Wednesday, September 8, 2010

Welcome to monotony!

        Good day my fine citizens! My name is Mark and I will be talking you through this unimportant event in your life. I'm new to this so you'll have to forgive me for the boringness for awhile. Afterall, I'm just typing into a text box, not really knowing what is going to happen after publishing.
        So! I'm quite the fascinating ordinary person! In fact, I'm not just ordinary, I'm exta-ordinary. You may think this is the same word as extraordinary, however, it is quite the opposite. I'm the most average and painfully ordinary person you can imagine.
        Some call me crazy, and I would agree, sort of. I'm not a serial-killer crazy, no one likes that kind of crazy. I like to kind of think of myself as a likeable humerous crazy. As in, I will do an awesome lip synch to "King of Anything" by Sara Barielles. And yes, I'm amazing at it.
        I like to talk in different ways, so you may see me talking like this: "LIKE OH MAH GAH! WHO BE DIGGIN' IN 'DIS OATMEAL OVER HURR?" Or in other circumstances I may take a different approach: "This inferior Homosapien say's that after the combustion of two different elements they form another element. Hah! I laugh at his inferior mental computations!" To be honest, I don't really talk like that - ever. But what if I did? That would be a seriously annoying person. But some probably think I already am annoying. Oh well!
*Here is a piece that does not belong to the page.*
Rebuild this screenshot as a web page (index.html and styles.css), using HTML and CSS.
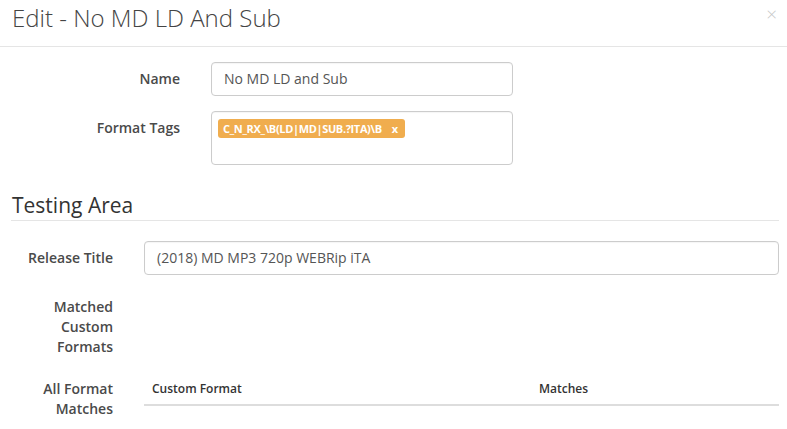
FILE: index.html
```html
<!DOCTYPE html>
<html>
<head>
<meta charset="utf-8">
<link rel="stylesheet" href="styles.css">
</head>
<body>
<div class="modal">
  <div class="modal-header">
    <h3 class="modal-title">Edit - No MD LD And Sub</h3>
    <span class="close">&times;</span>
  </div>
  <div class="modal-body">
    <div class="form-row top">
      <label class="label wide">Name</label>
      <div class="input name-input">No MD LD and Sub</div>
    </div>
    <div class="form-row top">
      <label class="label wide">Format Tags</label>
      <div class="input tags-input">
        <span class="tag">C_N_RX_\B(LD|MD|SUB.?ITA)\B<span class="tag-x">x</span></span>
      </div>
    </div>
    <div class="legend">Testing Area</div>
    <div class="form-row">
      <label class="label narrow">Release Title</label>
      <div class="input full-input">(2018) MD MP3 720p WEBRip iTA</div>
    </div>
    <div class="form-row">
      <label class="label narrow">Matched<br>Custom<br>Formats</label>
      <div class="empty"></div>
    </div>
    <div class="form-row">
      <label class="label narrow">All Format<br>Matches</label>
      <div class="table">
        <div class="th th-format">Custom Format</div>
        <div class="th th-matches">Matches</div>
      </div>
    </div>
  </div>
</div>
</body>
</html>
```
FILE: styles.css
```css
html, body {
  margin: 0;
  padding: 0;
  background: #fff;
}
body {
  font-family: "Open Sans", "DejaVu Sans", sans-serif;
  font-size: 14px;
  line-height: 20px;
  color: #555;
}
.modal-header {
  height: 47px;
  box-sizing: border-box;
  padding: 3px 12px 0 12px;
  border-bottom: 1px solid #e5e5e5;
  display: flex;
  justify-content: space-between;
}
.modal-title {
  margin: 0;
  font-size: 24px;
  font-weight: 300;
  line-height: 30px;
  color: #444;
}
.close {
  font-size: 19px;
  line-height: 22px;
  color: #c8c8c8;
  margin-right: -2px;
  font-weight: 300;
}
.modal-body {
  padding: 15px 8px 0 11px;
}
.form-row {
  display: flex;
  margin-bottom: 15px;
}
.label {
  box-sizing: border-box;
  text-align: right;
  padding-top: 7px;
  font-weight: 600;
  color: #4a4a4a;
  flex: none;
}
.label.wide {
  width: 169px;
  margin-right: 31px;
}
.label.narrow {
  width: 102px;
  margin-right: 31px;
}
.input {
  box-sizing: border-box;
  border: 1px solid #ccc;
  border-radius: 4px;
  padding: 6px 12px;
  color: #555;
  box-shadow: inset 0 1px 1px rgba(0,0,0,0.04);
}
.name-input {
  width: 302px;
  height: 34px;
}
.tags-input {
  width: 302px;
  height: 54px;
  padding: 6px 6px;
  line-height: 19px;
}
.full-input {
  flex: 1;
  height: 34px;
}
.tag {
  display: inline-block;
  background: #f0ad4e;
  color: #fff;
  font-size: 11px;
  font-weight: 700;
  line-height: 19px;
  height: 19px;
  padding: 0 7px 0 5px;
  border-radius: 3px;
  letter-spacing: -0.35px;
}
.tag-x {
  margin-left: 10px;
}
.legend {
  margin: 25px 0 20px 0;
  padding-left: 1px;
  font-size: 21px;
  line-height: 30px;
  color: #333;
  border-bottom: 1px solid #e5e5e5;
}
.empty {
  flex: 1;
}
.table {
  flex: 1;
  display: flex;
  align-self: flex-start;
  border-bottom: 2px solid #ddd;
}
.th {
  font-size: 12px;
  font-weight: 600;
  color: #333;
  padding: 7px 8px 5px 8px;
  line-height: 20px;
}
.th-format {
  width: 371px;
}
```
        If you have any suggestions on which I should talk about, I will gladly accept! Ideas would be greatly appreciated in my imaginative world that sometimes lack any substance. And by that I mean that my brain runs dry on ideas frequently.
        So now to end this post I say to you, "Buckle in yourselves, because I plan on being a super awesome blogger who may or may not get tired of blogging after a week or so." Who knows?